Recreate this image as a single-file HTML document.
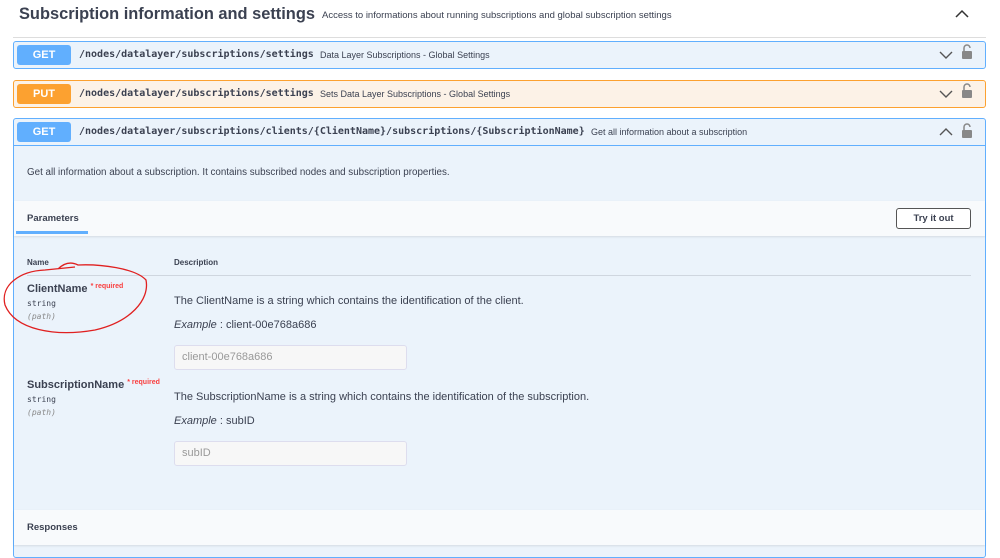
<!DOCTYPE html><html><head><style>
*{margin:0;padding:0;box-sizing:border-box}
body{width:1000px;height:549px;overflow:hidden;background:#fff;font-family:"Liberation Sans",sans-serif;color:#3b4151;position:relative}
.a{position:absolute;white-space:nowrap}
.mono{font-family:"DejaVu Sans Mono","Liberation Mono",monospace}
.badge{position:absolute;left:3px;top:3px;width:54px;height:20px;border-radius:3px;color:#fff;font-weight:bold;font-size:11px;text-align:center;line-height:20px}
.path{font-weight:bold;font-size:10px}
.sm{font-size:9px;color:#3b4151}
</style></head><body>
<div class="a" style="left:19px;top:5px;font-size:16.4px;font-weight:bold">Subscription information and settings</div>
<div class="a" style="left:322px;top:10px;font-size:9.5px">Access to informations about running subscriptions and global subscription settings</div>
<svg class="a" style="left:955px;top:9px" width="14" height="10"><path d="M1 8L7 2L13 8" stroke="#333" stroke-width="1.5" fill="none"/></svg>
<div class="a" style="left:13px;top:37px;width:973px;height:1px;background:#ddd"></div>

<div class="a" style="left:13px;top:41px;width:973px;height:28px;background:#ebf3fb;border:1px solid #61affe;border-radius:3px">
<div class="badge" style="background:#61affe">GET</div>
<div class="a mono path" style="left:65px;top:7px">/nodes/datalayer/subscriptions/settings</div>
<div class="a sm" style="left:306px;top:8px">Data Layer Subscriptions - Global Settings</div>
</div>
<div class="a" style="left:13px;top:80px;width:973px;height:28px;background:#fcf2e7;border:1px solid #fca130;border-radius:3px">
<div class="badge" style="background:#fca130">PUT</div>
<div class="a mono path" style="left:65px;top:7px">/nodes/datalayer/subscriptions/settings</div>
<div class="a sm" style="left:306px;top:8px">Sets Data Layer Subscriptions - Global Settings</div>
</div>
<div class="a" style="left:13px;top:118px;width:973px;height:440px;background:#ebf3fb;border:1px solid #61affe;border-radius:3px">
<div class="badge" style="background:#61affe">GET</div>
<div class="a mono path" style="left:65px;top:7px">/nodes/datalayer/subscriptions/clients/{ClientName}/subscriptions/{SubscriptionName}</div>
<div class="a sm" style="left:577px;top:8px">Get all information about a subscription</div>
<div class="a" style="left:0;top:26px;width:971px;height:1px;background:#61affe"></div>
<div class="a" style="left:13px;top:48px;font-size:9.8px">Get all information about a subscription. It contains subscribed nodes and subscription properties.</div>
<div class="a" style="left:0;top:82px;width:971px;height:35px;background:#f8fafc;box-shadow:0 1px 2px rgba(0,0,0,.1)"></div>
<div class="a" style="left:13px;top:94px;font-size:9.5px;font-weight:bold">Parameters</div>
<div class="a" style="left:2px;top:112px;width:72px;height:3px;background:#61affe"></div>
<div class="a" style="left:882px;top:89px;width:75px;height:21px;border:1px solid #555;border-radius:3px;background:#fff;font-size:9.5px;font-weight:bold;text-align:center;line-height:19px">Try it out</div>
<div class="a" style="left:13px;top:139px;font-size:8px;font-weight:bold">Name</div>
<div class="a" style="left:160px;top:139px;font-size:8px;font-weight:bold">Description</div>
<div class="a" style="left:13px;top:156px;width:944px;height:1px;background:#cfd6df"></div>
<div class="a" style="left:13px;top:164px;font-size:11px;font-weight:bold">ClientName <span style="color:#f93e3e;font-size:7px;vertical-align:top">* required</span></div>
<div class="a mono" style="left:13px;top:180px;font-size:8px">string</div>
<div class="a mono" style="left:13px;top:193px;font-size:8px;color:#888;font-style:italic">(path)</div>
<div class="a" style="left:160px;top:176px;font-size:11px">The ClientName is a string which contains the identification of the client.</div>
<div class="a" style="left:160px;top:200px;font-size:11px"><i>Example</i> : client-00e768a686</div>
<div class="a" style="left:160px;top:226px;width:233px;height:25px;background:#f7f7f7;border:1px solid #dde;border-radius:3px;font-size:11px;color:#999;padding:5px 7px">client-00e768a686</div>
<div class="a" style="left:13px;top:260px;font-size:11px;font-weight:bold">SubscriptionName <span style="color:#f93e3e;font-size:7px;vertical-align:top">* required</span></div>
<div class="a mono" style="left:13px;top:276px;font-size:8px">string</div>
<div class="a mono" style="left:13px;top:289px;font-size:8px;color:#888;font-style:italic">(path)</div>
<div class="a" style="left:160px;top:272px;font-size:11px">The SubscriptionName is a string which contains the identification of the subscription.</div>
<div class="a" style="left:160px;top:296px;font-size:11px"><i>Example</i> : subID</div>
<div class="a" style="left:160px;top:322px;width:233px;height:25px;background:#f7f7f7;border:1px solid #dde;border-radius:3px;font-size:11px;color:#999;padding:5px 7px">subID</div>
<div class="a" style="left:0;top:391px;width:971px;height:35px;background:#f8fafc;box-shadow:0 1px 2px rgba(0,0,0,.1)"></div>
<div class="a" style="left:13px;top:403px;font-size:9.5px;font-weight:bold">Responses</div>
</div>
<svg class="a" style="left:0;top:0" width="1000" height="549">
<g stroke="#555" stroke-width="1.4" fill="none"><path d="M940 52L946 58L952 52"/><path d="M940 91L946 97L952 91"/><path d="M940 135L946 129L952 135"/></g>
<g fill="#888"><rect x="962" y="51" width="10" height="8" rx="1"/><rect x="962" y="90" width="10" height="8" rx="1"/><rect x="962" y="130" width="10" height="8" rx="1"/></g>
<g stroke="#888" stroke-width="1.5" fill="none"><path d="M964 51V48a3 3 0 0 1 6 0"/><path d="M964 90V87a3 3 0 0 1 6 0"/><path d="M964 130V127a3 3 0 0 1 6 0"/></g>
<path d="M58 269C65 262 72 262 78 265C100 264 135 268 146 280C150 300 130 322 95 330C55 337 15 330 5 305C0 285 20 271 45 270L75 267" stroke="#e02020" stroke-width="1.3" fill="none"/>
</svg>
</body></html>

> **Aim**:
Transcribe the full listing character for character. Pictures are excluded.

> **Answer for this exercise**:
Recreate this image as a single-file HTML document.
<!DOCTYPE html><html><head><style>
*{margin:0;padding:0;box-sizing:border-box}
body{width:1000px;height:549px;overflow:hidden;background:#fff;font-family:"Liberation Sans",sans-serif;color:#3b4151;position:relative}
.a{position:absolute;white-space:nowrap}
.mono{font-family:"DejaVu Sans Mono","Liberation Mono",monospace}
.badge{position:absolute;left:3px;top:3px;width:54px;height:20px;border-radius:3px;color:#fff;font-weight:bold;font-size:11px;text-align:center;line-height:20px}
.path{font-weight:bold;font-size:10px}
.sm{font-size:9px;color:#3b4151}
</style></head><body>
<div class="a" style="left:19px;top:5px;font-size:16.4px;font-weight:bold">Subscription information and settings</div>
<div class="a" style="left:322px;top:10px;font-size:9.5px">Access to informations about running subscriptions and global subscription settings</div>
<svg class="a" style="left:955px;top:9px" width="14" height="10"><path d="M1 8L7 2L13 8" stroke="#333" stroke-width="1.5" fill="none"/></svg>
<div class="a" style="left:13px;top:37px;width:973px;height:1px;background:#ddd"></div>

<div class="a" style="left:13px;top:41px;width:973px;height:28px;background:#ebf3fb;border:1px solid #61affe;border-radius:3px">
<div class="badge" style="background:#61affe">GET</div>
<div class="a mono path" style="left:65px;top:7px">/nodes/datalayer/subscriptions/settings</div>
<div class="a sm" style="left:306px;top:8px">Data Layer Subscriptions - Global Settings</div>
</div>
<div class="a" style="left:13px;top:80px;width:973px;height:28px;background:#fcf2e7;border:1px solid #fca130;border-radius:3px">
<div class="badge" style="background:#fca130">PUT</div>
<div class="a mono path" style="left:65px;top:7px">/nodes/datalayer/subscriptions/settings</div>
<div class="a sm" style="left:306px;top:8px">Sets Data Layer Subscriptions - Global Settings</div>
</div>
<div class="a" style="left:13px;top:118px;width:973px;height:440px;background:#ebf3fb;border:1px solid #61affe;border-radius:3px">
<div class="badge" style="background:#61affe">GET</div>
<div class="a mono path" style="left:65px;top:7px">/nodes/datalayer/subscriptions/clients/{ClientName}/subscriptions/{SubscriptionName}</div>
<div class="a sm" style="left:577px;top:8px">Get all information about a subscription</div>
<div class="a" style="left:0;top:26px;width:971px;height:1px;background:#61affe"></div>
<div class="a" style="left:13px;top:48px;font-size:9.8px">Get all information about a subscription. It contains subscribed nodes and subscription properties.</div>
<div class="a" style="left:0;top:82px;width:971px;height:35px;background:#f8fafc;box-shadow:0 1px 2px rgba(0,0,0,.1)"></div>
<div class="a" style="left:13px;top:94px;font-size:9.5px;font-weight:bold">Parameters</div>
<div class="a" style="left:2px;top:112px;width:72px;height:3px;background:#61affe"></div>
<div class="a" style="left:882px;top:89px;width:75px;height:21px;border:1px solid #555;border-radius:3px;background:#fff;font-size:9.5px;font-weight:bold;text-align:center;line-height:19px">Try it out</div>
<div class="a" style="left:13px;top:139px;font-size:8px;font-weight:bold">Name</div>
<div class="a" style="left:160px;top:139px;font-size:8px;font-weight:bold">Description</div>
<div class="a" style="left:13px;top:156px;width:944px;height:1px;background:#cfd6df"></div>
<div class="a" style="left:13px;top:164px;font-size:11px;font-weight:bold">ClientName <span style="color:#f93e3e;font-size:7px;vertical-align:top">* required</span></div>
<div class="a mono" style="left:13px;top:180px;font-size:8px">string</div>
<div class="a mono" style="left:13px;top:193px;font-size:8px;color:#888;font-style:italic">(path)</div>
<div class="a" style="left:160px;top:176px;font-size:11px">The ClientName is a string which contains the identification of the client.</div>
<div class="a" style="left:160px;top:200px;font-size:11px"><i>Example</i> : client-00e768a686</div>
<div class="a" style="left:160px;top:226px;width:233px;height:25px;background:#f7f7f7;border:1px solid #dde;border-radius:3px;font-size:11px;color:#999;padding:5px 7px">client-00e768a686</div>
<div class="a" style="left:13px;top:260px;font-size:11px;font-weight:bold">SubscriptionName <span style="color:#f93e3e;font-size:7px;vertical-align:top">* required</span></div>
<div class="a mono" style="left:13px;top:276px;font-size:8px">string</div>
<div class="a mono" style="left:13px;top:289px;font-size:8px;color:#888;font-style:italic">(path)</div>
<div class="a" style="left:160px;top:272px;font-size:11px">The SubscriptionName is a string which contains the identification of the subscription.</div>
<div class="a" style="left:160px;top:296px;font-size:11px"><i>Example</i> : subID</div>
<div class="a" style="left:160px;top:322px;width:233px;height:25px;background:#f7f7f7;border:1px solid #dde;border-radius:3px;font-size:11px;color:#999;padding:5px 7px">subID</div>
<div class="a" style="left:0;top:391px;width:971px;height:35px;background:#f8fafc;box-shadow:0 1px 2px rgba(0,0,0,.1)"></div>
<div class="a" style="left:13px;top:403px;font-size:9.5px;font-weight:bold">Responses</div>
</div>
<svg class="a" style="left:0;top:0" width="1000" height="549">
<g stroke="#555" stroke-width="1.4" fill="none"><path d="M940 52L946 58L952 52"/><path d="M940 91L946 97L952 91"/><path d="M940 135L946 129L952 135"/></g>
<g fill="#888"><rect x="962" y="51" width="10" height="8" rx="1"/><rect x="962" y="90" width="10" height="8" rx="1"/><rect x="962" y="130" width="10" height="8" rx="1"/></g>
<g stroke="#888" stroke-width="1.5" fill="none"><path d="M964 51V48a3 3 0 0 1 6 0"/><path d="M964 90V87a3 3 0 0 1 6 0"/><path d="M964 130V127a3 3 0 0 1 6 0"/></g>
<path d="M58 269C65 262 72 262 78 265C100 264 135 268 146 280C150 300 130 322 95 330C55 337 15 330 5 305C0 285 20 271 45 270L75 267" stroke="#e02020" stroke-width="1.3" fill="none"/>
</svg>
</body></html>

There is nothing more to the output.